**Exercise description**:
Go through the material and tally the lines containing the string "table". Give the total alone.

● ● ● ●

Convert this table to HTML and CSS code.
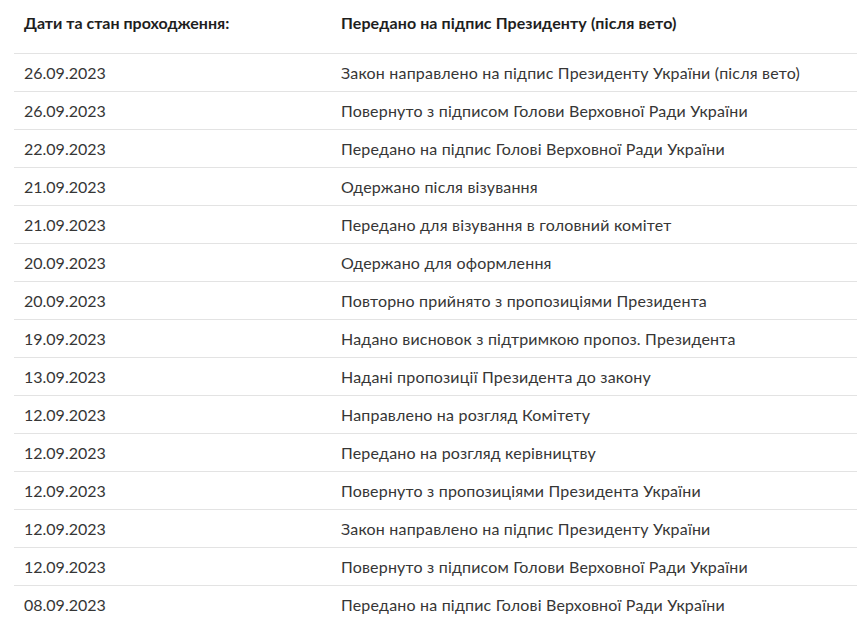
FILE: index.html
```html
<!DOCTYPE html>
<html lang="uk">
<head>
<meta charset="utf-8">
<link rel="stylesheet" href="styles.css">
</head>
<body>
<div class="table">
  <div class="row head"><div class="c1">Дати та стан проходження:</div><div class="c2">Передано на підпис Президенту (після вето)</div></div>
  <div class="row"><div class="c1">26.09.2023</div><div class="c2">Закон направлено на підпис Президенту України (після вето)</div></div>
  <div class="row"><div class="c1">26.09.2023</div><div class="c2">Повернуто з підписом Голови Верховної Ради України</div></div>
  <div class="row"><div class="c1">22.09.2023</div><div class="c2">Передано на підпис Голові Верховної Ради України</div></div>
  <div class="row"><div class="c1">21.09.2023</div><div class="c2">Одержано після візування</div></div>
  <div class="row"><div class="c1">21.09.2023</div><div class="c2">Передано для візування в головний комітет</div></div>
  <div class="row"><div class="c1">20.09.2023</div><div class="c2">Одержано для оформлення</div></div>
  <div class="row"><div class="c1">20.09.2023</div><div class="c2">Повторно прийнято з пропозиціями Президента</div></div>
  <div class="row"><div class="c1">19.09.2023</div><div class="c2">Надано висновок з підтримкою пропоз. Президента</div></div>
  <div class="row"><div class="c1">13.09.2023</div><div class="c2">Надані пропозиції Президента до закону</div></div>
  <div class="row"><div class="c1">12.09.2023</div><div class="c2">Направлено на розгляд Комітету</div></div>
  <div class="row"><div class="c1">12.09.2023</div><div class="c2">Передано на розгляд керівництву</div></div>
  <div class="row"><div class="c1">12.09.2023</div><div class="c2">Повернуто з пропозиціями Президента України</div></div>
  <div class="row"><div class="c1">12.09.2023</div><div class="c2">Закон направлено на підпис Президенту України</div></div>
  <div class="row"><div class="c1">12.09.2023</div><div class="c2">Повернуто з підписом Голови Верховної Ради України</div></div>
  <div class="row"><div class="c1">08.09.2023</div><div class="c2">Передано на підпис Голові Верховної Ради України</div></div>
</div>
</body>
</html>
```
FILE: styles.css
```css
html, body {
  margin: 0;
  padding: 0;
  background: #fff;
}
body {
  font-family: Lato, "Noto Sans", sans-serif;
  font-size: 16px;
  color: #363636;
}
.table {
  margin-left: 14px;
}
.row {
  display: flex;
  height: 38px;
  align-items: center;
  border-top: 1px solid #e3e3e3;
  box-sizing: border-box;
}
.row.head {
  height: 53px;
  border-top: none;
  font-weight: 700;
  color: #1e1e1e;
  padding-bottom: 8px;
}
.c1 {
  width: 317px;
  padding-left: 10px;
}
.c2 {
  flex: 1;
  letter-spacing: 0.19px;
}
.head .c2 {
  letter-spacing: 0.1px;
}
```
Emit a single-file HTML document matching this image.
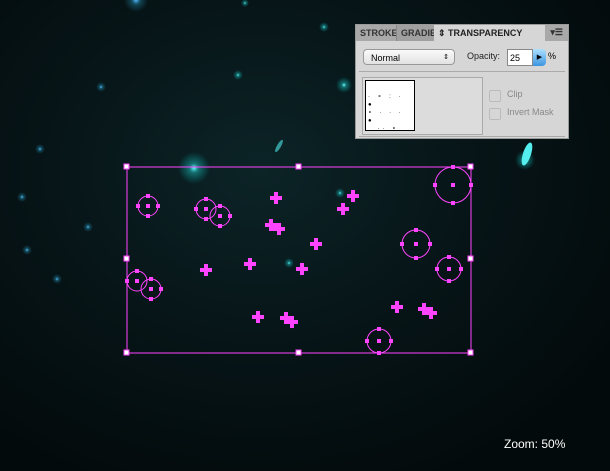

● ● ● ●

**Task response**:
3